# START OF RECORDS
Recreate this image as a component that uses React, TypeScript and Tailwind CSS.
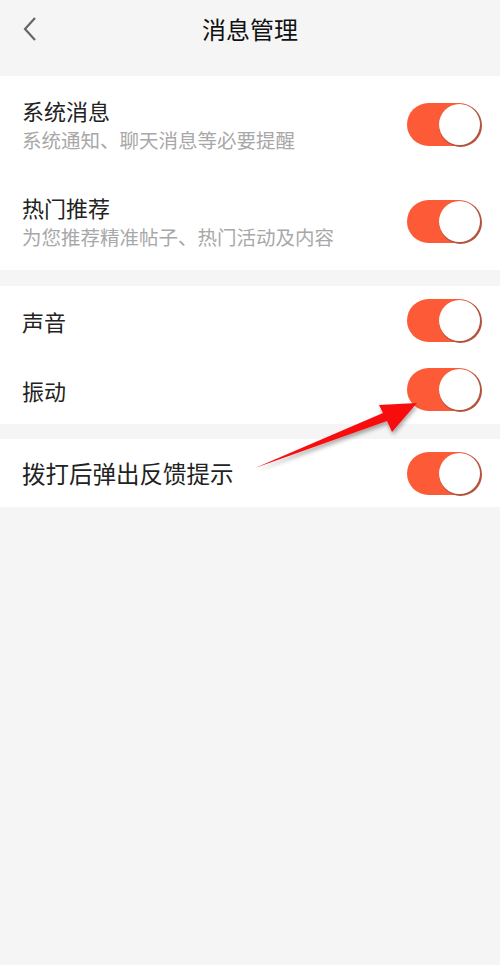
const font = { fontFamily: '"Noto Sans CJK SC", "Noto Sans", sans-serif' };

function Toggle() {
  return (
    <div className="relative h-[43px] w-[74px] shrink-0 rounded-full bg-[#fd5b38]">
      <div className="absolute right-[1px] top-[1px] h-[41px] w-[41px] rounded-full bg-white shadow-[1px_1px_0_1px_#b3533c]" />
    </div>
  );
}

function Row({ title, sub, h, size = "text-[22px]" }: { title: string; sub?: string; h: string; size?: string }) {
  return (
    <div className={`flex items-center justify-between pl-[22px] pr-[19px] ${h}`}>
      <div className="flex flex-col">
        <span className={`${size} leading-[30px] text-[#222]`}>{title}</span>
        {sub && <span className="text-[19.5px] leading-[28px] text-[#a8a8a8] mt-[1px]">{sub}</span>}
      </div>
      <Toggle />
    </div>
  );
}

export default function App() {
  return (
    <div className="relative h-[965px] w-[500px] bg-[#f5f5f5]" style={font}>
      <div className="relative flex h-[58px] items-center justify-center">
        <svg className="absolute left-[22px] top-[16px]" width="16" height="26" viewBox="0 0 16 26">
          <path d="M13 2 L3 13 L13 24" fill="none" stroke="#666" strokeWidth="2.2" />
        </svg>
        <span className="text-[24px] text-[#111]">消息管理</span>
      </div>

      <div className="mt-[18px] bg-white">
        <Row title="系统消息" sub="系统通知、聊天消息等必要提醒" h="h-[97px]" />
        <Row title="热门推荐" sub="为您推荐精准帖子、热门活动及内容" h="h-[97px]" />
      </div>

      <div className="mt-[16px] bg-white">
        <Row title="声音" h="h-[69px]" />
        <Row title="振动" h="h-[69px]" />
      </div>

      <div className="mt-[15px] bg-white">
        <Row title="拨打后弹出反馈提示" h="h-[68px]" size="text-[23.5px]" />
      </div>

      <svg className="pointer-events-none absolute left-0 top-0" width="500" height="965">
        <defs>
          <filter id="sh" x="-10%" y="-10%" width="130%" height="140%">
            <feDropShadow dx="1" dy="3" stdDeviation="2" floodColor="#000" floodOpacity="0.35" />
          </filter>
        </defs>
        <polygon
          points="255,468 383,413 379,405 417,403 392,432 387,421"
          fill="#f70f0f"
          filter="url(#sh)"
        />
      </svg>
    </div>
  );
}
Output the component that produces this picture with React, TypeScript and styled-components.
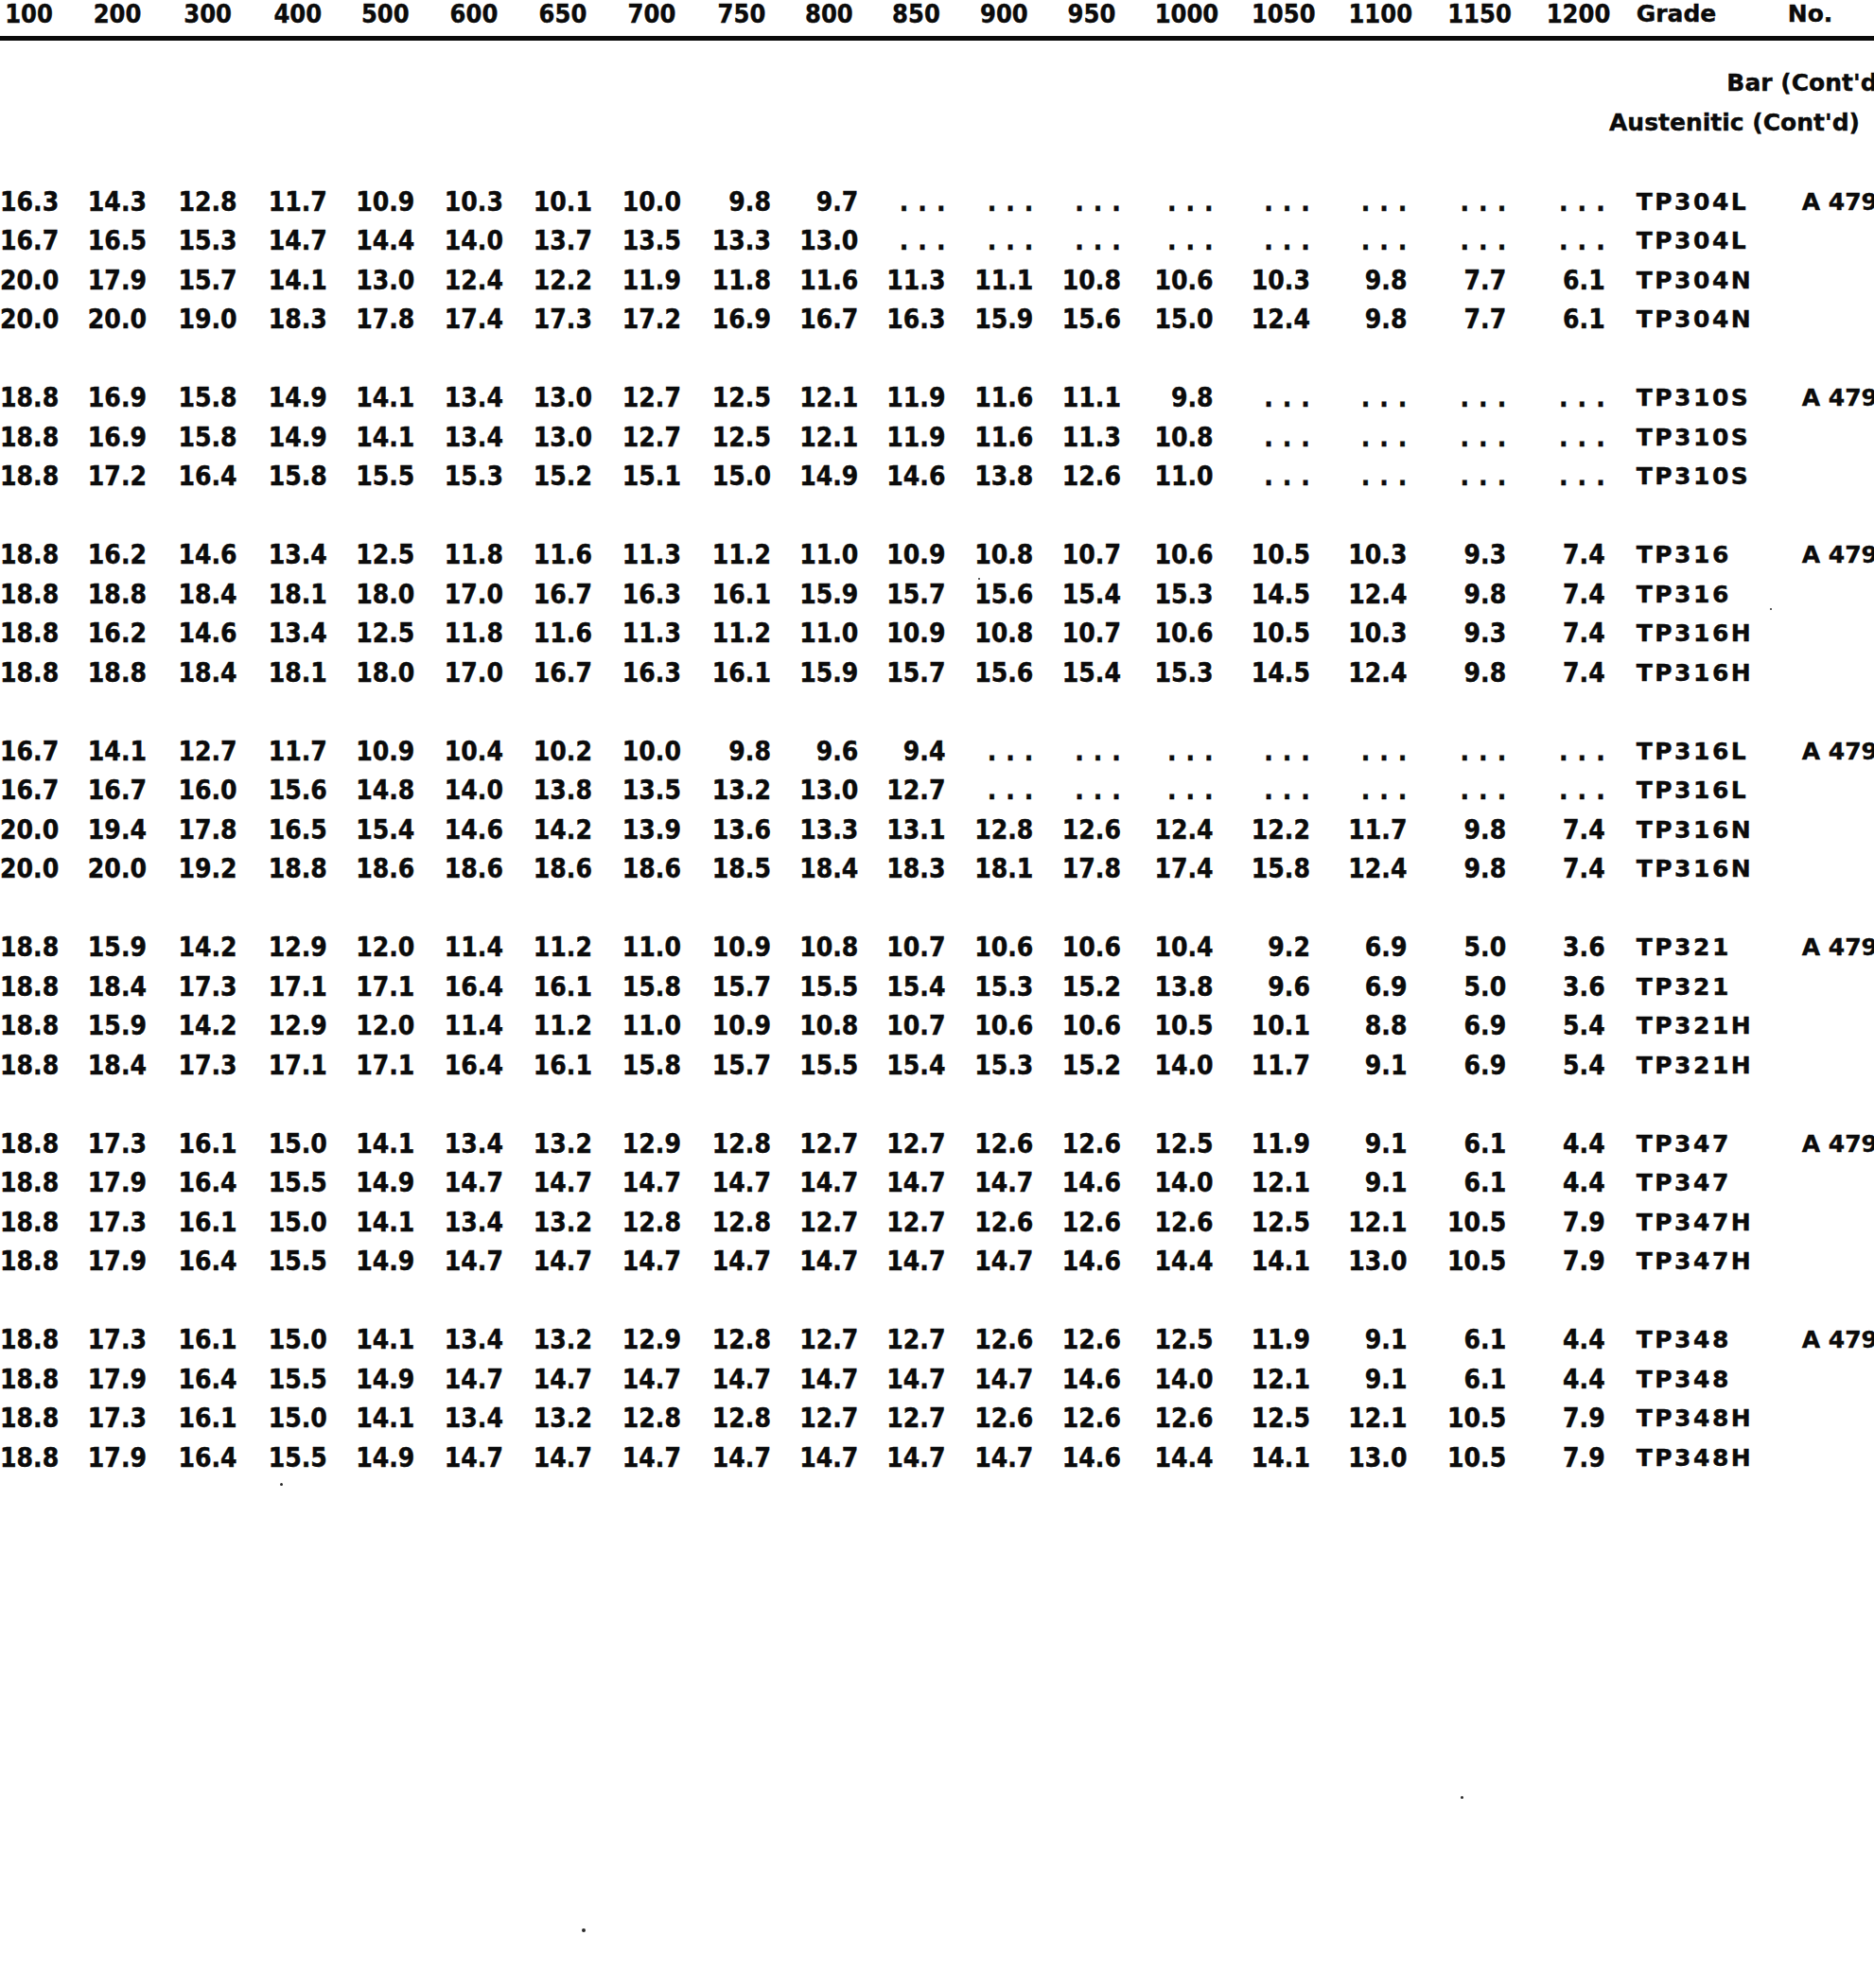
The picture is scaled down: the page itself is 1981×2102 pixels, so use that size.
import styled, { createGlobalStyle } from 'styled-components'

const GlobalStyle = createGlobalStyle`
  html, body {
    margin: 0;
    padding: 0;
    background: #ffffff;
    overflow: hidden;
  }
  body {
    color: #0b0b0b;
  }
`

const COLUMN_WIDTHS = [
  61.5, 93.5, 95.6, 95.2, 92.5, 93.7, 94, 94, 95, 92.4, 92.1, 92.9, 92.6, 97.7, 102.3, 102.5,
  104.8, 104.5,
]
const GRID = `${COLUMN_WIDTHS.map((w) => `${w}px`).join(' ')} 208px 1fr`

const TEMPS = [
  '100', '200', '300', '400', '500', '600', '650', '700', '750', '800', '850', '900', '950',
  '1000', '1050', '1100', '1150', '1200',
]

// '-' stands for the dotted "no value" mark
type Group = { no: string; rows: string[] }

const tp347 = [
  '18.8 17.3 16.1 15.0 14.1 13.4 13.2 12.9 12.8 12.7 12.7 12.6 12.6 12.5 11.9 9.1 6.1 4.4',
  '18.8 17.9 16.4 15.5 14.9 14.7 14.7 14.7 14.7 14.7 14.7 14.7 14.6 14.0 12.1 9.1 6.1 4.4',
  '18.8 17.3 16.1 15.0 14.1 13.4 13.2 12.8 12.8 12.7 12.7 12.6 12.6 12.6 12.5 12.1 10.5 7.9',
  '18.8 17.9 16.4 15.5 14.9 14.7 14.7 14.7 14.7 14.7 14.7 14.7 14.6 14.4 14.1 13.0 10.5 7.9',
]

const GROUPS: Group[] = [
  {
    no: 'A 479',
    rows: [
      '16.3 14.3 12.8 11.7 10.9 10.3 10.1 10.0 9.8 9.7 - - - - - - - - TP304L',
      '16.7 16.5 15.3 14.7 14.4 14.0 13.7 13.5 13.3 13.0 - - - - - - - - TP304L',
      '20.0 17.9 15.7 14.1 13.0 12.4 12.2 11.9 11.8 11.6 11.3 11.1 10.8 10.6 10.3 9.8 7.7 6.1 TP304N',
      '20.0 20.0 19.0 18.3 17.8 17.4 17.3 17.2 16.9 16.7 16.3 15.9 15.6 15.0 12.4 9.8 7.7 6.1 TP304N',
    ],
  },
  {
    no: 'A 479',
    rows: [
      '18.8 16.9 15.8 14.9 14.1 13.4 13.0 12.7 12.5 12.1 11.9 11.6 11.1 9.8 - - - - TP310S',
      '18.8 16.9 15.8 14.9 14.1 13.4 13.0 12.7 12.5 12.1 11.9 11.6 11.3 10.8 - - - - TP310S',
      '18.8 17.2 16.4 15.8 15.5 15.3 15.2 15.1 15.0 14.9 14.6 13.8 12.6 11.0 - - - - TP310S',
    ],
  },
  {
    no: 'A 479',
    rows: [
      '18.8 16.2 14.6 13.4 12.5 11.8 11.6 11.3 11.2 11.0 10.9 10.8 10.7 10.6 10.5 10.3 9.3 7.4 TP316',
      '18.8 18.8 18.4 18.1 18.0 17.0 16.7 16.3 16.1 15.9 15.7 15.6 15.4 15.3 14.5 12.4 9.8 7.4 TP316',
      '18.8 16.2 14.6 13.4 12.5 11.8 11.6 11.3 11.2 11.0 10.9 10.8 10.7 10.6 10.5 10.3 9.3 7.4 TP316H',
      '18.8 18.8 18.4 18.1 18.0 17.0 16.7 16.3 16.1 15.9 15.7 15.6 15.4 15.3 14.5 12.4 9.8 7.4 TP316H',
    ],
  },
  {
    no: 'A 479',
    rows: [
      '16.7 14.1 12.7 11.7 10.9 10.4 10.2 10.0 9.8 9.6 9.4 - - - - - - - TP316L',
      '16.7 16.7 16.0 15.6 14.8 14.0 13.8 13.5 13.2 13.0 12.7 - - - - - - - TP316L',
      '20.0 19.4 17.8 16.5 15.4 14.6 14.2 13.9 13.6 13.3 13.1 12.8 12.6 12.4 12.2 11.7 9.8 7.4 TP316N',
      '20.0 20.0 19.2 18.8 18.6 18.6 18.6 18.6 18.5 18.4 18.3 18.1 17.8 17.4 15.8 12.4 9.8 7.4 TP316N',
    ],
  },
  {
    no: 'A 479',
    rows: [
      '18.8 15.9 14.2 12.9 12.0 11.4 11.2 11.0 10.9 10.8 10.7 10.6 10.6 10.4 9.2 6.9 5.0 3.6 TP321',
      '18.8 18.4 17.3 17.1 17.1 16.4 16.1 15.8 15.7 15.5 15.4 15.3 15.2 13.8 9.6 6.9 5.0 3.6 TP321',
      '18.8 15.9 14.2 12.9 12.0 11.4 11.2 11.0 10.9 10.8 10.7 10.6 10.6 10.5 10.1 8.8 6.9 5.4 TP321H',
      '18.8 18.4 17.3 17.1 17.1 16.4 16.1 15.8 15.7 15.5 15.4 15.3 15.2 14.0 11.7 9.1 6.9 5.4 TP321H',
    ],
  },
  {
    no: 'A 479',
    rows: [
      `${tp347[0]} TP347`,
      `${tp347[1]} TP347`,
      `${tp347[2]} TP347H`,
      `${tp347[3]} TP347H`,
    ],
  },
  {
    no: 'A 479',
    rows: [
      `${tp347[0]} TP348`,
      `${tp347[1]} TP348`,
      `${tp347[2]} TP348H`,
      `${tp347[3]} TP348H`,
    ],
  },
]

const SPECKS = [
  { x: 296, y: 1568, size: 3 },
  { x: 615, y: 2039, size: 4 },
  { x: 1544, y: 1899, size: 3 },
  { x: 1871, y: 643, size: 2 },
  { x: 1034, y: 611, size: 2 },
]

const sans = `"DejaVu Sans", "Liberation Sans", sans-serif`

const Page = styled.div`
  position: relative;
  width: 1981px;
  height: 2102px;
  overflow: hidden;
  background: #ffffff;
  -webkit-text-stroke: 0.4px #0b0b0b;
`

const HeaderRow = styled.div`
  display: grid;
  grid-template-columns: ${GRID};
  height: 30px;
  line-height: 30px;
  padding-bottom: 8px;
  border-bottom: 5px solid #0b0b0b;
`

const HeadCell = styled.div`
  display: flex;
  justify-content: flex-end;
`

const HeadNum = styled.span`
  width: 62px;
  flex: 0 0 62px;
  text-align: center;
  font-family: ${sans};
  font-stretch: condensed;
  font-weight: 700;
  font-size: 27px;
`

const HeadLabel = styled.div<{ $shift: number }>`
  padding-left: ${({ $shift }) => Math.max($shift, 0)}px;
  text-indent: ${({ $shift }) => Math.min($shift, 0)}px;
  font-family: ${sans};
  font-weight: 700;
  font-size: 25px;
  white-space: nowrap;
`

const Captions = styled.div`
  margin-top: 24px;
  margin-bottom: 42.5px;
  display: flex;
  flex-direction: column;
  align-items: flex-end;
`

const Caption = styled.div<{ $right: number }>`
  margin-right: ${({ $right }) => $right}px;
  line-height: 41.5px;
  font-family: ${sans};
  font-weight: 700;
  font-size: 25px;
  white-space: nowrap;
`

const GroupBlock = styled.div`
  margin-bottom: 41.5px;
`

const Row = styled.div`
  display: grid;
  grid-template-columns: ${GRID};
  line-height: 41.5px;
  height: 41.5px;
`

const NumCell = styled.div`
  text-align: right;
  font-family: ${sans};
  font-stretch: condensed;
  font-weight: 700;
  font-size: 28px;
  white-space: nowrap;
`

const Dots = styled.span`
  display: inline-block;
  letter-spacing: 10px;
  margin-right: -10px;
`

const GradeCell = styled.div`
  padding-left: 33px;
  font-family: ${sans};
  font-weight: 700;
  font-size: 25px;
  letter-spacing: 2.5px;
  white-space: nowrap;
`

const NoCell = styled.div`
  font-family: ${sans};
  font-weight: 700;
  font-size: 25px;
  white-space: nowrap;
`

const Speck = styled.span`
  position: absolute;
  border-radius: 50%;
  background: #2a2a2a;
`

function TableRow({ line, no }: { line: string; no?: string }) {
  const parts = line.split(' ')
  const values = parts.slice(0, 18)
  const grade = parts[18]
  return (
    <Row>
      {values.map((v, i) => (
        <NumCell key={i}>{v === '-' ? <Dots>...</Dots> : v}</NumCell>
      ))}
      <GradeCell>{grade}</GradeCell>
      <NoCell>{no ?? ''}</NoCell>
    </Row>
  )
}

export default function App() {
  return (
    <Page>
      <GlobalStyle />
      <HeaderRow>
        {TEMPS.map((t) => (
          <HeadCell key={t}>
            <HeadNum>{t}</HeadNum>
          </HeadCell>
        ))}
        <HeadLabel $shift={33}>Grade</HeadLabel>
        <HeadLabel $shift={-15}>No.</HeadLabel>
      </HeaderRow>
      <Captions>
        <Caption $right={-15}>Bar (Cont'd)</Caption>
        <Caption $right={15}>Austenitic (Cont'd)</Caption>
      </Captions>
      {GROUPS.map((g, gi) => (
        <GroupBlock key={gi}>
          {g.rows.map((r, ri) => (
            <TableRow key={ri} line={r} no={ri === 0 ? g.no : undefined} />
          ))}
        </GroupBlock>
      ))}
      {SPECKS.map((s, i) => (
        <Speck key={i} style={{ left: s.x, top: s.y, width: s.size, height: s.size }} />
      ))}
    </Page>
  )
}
# END OF RECORDS
TASK STATEMENT: Retype exactly, and only, the lines from the one containing "The picture is" through the one containing "string; rows: string[]", both included.

SOLUTION TO THE EXERCISE:
The picture is scaled down: the page itself is 1981×2102 pixels, so use that size.
import styled, { createGlobalStyle } from 'styled-components'

const GlobalStyle = createGlobalStyle`
  html, body {
    margin: 0;
    padding: 0;
    background: #ffffff;
    overflow: hidden;
  }
  body {
    color: #0b0b0b;
  }
`

const COLUMN_WIDTHS = [
  61.5, 93.5, 95.6, 95.2, 92.5, 93.7, 94, 94, 95, 92.4, 92.1, 92.9, 92.6, 97.7, 102.3, 102.5,
  104.8, 104.5,
]
const GRID = `${COLUMN_WIDTHS.map((w) => `${w}px`).join(' ')} 208px 1fr`

const TEMPS = [
  '100', '200', '300', '400', '500', '600', '650', '700', '750', '800', '850', '900', '950',
  '1000', '1050', '1100', '1150', '1200',
]

// '-' stands for the dotted "no value" mark
type Group = { no: string; rows: string[] }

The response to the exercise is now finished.